◆ What to work on
Leave out the pictures and retype only the lines from the opening line to the line that holds "import clsx from", both ends included.

◆ Source excerpt
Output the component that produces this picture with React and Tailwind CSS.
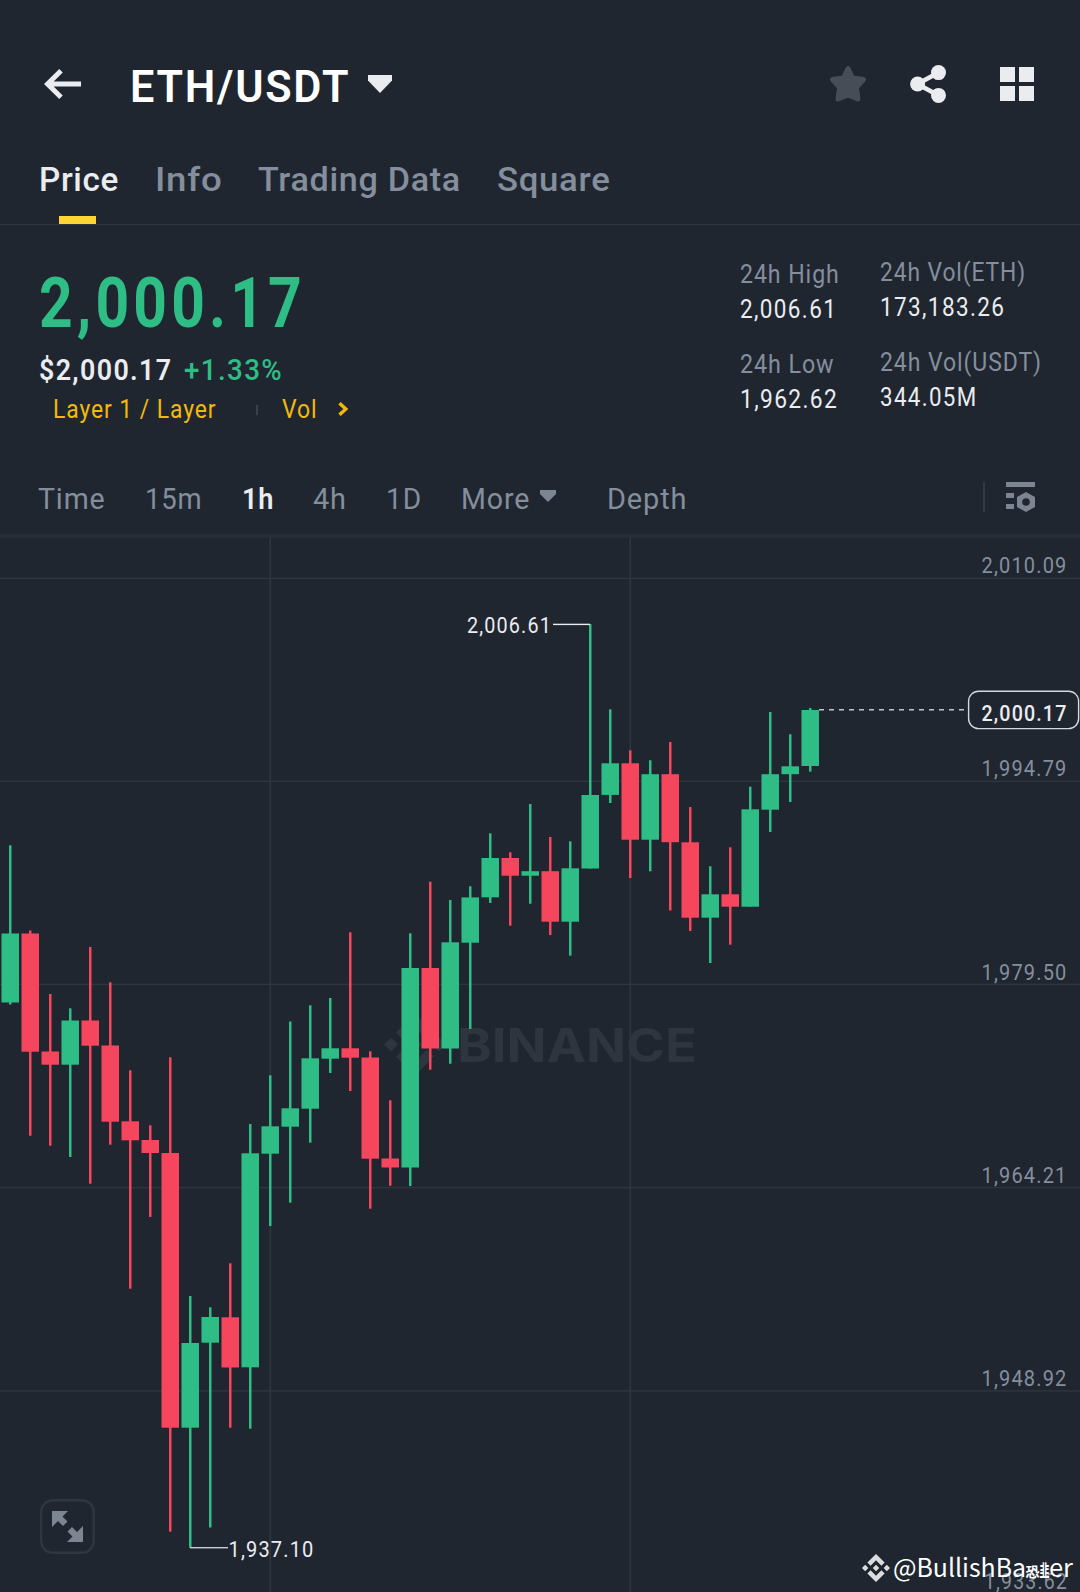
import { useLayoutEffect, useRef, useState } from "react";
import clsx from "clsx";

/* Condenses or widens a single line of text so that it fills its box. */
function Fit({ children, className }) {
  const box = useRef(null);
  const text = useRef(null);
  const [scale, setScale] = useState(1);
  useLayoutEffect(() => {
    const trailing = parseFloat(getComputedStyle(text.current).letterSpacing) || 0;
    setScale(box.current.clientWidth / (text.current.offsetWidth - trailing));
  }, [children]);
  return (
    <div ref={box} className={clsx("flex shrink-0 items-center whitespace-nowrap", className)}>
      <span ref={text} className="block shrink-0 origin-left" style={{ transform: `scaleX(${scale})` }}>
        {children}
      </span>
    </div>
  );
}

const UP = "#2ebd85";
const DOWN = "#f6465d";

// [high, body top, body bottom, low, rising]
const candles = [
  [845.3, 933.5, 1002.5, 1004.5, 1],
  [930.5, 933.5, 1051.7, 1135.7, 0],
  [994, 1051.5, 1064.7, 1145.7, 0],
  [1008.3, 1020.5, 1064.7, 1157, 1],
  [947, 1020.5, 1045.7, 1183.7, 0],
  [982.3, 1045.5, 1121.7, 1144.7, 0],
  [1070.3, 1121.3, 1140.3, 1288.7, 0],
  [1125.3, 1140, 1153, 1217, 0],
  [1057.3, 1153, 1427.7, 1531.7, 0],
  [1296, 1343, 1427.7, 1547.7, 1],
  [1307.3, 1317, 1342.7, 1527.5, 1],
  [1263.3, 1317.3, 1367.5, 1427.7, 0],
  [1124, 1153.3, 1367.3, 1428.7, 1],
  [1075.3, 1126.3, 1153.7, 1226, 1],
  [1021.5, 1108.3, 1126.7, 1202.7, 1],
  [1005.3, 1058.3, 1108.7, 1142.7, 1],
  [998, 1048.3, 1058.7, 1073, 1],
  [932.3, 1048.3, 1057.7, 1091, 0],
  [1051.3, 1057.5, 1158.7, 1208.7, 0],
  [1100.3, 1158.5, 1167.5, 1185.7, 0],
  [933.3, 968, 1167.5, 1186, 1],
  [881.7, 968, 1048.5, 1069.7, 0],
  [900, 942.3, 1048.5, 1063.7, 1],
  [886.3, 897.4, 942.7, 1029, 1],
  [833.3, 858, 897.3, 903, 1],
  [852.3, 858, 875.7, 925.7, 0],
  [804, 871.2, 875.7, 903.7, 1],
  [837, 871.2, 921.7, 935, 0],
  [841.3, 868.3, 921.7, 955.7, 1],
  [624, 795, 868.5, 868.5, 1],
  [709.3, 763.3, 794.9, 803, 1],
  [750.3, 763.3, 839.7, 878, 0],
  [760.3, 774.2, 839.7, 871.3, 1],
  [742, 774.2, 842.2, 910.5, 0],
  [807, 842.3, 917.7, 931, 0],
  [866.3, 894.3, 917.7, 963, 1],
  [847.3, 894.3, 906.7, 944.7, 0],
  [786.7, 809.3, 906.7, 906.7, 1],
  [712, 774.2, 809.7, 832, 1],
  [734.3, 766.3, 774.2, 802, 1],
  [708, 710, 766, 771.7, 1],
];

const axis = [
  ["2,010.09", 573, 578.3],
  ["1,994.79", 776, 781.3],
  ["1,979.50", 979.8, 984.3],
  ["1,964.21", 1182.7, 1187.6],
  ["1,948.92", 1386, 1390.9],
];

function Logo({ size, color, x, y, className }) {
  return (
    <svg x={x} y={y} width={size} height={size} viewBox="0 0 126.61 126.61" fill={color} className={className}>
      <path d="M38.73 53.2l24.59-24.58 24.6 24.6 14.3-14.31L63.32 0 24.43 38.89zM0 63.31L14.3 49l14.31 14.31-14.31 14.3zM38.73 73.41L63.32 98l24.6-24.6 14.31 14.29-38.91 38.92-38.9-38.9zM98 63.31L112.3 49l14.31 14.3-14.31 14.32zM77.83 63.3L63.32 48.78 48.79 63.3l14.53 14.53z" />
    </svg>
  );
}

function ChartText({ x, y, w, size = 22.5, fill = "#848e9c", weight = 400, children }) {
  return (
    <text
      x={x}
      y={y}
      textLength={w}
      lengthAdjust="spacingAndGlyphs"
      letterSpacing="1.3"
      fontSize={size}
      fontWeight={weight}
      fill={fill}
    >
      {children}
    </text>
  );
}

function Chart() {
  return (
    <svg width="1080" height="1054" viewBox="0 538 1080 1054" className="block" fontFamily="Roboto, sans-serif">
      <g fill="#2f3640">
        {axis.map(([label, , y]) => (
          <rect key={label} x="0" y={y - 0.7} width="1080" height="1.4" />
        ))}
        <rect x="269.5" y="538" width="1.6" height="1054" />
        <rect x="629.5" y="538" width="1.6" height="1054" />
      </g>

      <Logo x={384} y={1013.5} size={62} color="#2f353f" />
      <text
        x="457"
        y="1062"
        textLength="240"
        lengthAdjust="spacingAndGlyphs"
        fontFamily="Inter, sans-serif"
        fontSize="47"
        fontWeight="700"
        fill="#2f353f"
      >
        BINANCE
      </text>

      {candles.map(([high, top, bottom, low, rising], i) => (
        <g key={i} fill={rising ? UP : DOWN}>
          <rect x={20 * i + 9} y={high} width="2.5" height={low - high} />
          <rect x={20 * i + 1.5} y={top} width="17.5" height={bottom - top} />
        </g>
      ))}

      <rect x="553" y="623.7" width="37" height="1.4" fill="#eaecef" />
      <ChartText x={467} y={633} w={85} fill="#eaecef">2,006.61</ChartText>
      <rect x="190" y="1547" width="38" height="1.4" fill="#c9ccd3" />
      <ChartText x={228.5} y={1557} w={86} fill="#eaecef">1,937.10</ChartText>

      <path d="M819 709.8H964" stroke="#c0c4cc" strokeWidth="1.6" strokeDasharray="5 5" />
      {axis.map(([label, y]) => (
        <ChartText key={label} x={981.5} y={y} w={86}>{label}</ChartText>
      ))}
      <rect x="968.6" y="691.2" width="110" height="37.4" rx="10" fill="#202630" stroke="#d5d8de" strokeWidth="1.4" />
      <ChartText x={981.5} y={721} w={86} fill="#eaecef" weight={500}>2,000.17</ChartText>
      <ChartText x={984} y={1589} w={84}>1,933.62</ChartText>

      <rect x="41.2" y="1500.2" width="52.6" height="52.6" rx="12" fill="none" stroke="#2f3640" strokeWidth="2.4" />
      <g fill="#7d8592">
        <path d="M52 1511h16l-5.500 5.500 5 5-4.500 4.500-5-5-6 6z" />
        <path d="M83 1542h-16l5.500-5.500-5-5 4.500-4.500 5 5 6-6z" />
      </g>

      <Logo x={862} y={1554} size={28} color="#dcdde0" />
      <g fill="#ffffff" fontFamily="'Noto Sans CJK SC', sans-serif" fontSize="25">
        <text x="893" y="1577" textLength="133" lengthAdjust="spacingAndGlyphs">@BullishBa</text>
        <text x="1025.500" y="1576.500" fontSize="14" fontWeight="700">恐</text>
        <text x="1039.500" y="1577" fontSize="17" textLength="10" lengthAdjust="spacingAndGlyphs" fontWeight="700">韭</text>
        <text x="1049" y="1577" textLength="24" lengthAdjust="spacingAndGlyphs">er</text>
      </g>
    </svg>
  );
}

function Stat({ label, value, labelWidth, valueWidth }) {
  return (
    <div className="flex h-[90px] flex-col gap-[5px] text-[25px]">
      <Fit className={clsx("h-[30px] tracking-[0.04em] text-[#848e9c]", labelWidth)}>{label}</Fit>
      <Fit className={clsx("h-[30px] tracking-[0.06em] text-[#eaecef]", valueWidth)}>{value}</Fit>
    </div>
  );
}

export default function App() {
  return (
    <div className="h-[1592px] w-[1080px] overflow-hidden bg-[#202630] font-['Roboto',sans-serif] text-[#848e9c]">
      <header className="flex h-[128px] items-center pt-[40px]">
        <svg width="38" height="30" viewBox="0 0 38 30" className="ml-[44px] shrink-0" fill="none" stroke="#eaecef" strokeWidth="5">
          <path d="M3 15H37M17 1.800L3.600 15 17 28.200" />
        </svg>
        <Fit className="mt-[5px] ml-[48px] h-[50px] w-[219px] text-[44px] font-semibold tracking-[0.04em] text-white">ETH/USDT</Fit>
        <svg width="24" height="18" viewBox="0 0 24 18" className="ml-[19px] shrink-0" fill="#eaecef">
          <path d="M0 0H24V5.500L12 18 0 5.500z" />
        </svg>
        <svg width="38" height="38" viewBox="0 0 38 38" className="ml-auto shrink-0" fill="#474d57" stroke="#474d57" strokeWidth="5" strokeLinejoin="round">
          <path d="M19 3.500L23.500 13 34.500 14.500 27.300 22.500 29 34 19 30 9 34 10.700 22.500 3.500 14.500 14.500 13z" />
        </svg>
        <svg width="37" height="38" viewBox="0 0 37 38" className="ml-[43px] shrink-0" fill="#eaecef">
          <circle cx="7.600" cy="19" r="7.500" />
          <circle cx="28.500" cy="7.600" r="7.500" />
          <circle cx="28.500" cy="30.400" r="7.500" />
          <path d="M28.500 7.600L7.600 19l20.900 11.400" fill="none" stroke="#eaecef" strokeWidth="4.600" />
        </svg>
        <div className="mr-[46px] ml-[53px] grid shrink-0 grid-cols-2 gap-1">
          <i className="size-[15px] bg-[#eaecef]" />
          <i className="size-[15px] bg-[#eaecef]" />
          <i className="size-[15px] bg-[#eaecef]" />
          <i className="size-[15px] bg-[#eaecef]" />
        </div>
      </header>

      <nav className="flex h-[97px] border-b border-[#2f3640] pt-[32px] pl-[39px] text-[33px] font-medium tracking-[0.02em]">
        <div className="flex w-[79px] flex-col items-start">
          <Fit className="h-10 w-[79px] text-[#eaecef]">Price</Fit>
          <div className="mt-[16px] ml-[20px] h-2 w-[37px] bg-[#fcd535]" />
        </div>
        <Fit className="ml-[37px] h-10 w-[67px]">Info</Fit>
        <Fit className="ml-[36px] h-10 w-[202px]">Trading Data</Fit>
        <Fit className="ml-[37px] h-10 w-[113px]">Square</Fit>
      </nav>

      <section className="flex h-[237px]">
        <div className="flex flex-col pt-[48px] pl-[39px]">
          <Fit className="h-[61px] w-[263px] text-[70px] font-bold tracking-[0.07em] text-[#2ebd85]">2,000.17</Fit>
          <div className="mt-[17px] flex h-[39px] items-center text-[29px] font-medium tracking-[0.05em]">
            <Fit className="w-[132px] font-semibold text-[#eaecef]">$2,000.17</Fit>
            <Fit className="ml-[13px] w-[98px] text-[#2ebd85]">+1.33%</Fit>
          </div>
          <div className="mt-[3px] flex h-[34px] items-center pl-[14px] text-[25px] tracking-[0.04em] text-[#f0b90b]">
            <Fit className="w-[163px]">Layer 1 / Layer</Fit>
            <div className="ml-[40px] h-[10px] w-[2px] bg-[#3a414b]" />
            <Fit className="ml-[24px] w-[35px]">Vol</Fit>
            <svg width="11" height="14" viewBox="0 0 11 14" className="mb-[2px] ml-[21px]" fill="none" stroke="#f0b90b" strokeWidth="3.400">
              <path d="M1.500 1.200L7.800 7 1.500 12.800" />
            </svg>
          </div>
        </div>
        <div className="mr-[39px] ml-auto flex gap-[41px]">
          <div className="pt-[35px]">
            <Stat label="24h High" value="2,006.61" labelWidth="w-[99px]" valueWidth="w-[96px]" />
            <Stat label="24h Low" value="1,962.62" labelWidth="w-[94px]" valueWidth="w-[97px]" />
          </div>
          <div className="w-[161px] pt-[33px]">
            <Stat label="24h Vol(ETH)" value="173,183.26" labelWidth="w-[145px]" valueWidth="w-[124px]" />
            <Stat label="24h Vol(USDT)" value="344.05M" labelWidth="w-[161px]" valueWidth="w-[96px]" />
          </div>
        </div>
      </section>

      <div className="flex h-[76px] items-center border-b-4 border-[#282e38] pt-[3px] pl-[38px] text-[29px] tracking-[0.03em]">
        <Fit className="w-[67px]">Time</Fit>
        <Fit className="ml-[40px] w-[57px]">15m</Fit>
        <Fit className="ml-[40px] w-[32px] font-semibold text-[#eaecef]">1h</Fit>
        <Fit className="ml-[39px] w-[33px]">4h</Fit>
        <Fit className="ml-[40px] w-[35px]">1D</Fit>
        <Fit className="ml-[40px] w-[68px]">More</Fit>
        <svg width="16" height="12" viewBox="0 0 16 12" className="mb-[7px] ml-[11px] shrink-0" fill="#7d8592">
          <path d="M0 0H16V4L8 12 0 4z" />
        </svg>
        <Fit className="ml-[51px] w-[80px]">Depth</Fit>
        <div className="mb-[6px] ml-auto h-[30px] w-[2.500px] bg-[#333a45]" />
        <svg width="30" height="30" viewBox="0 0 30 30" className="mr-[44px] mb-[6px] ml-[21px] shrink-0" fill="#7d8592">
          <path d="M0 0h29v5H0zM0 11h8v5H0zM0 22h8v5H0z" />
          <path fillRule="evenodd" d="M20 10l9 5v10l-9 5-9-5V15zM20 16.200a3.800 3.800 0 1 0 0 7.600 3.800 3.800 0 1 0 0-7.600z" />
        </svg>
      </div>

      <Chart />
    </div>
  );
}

◆ Final answer
Output the component that produces this picture with React and Tailwind CSS.
import { useLayoutEffect, useRef, useState } from "react";
import clsx from "clsx";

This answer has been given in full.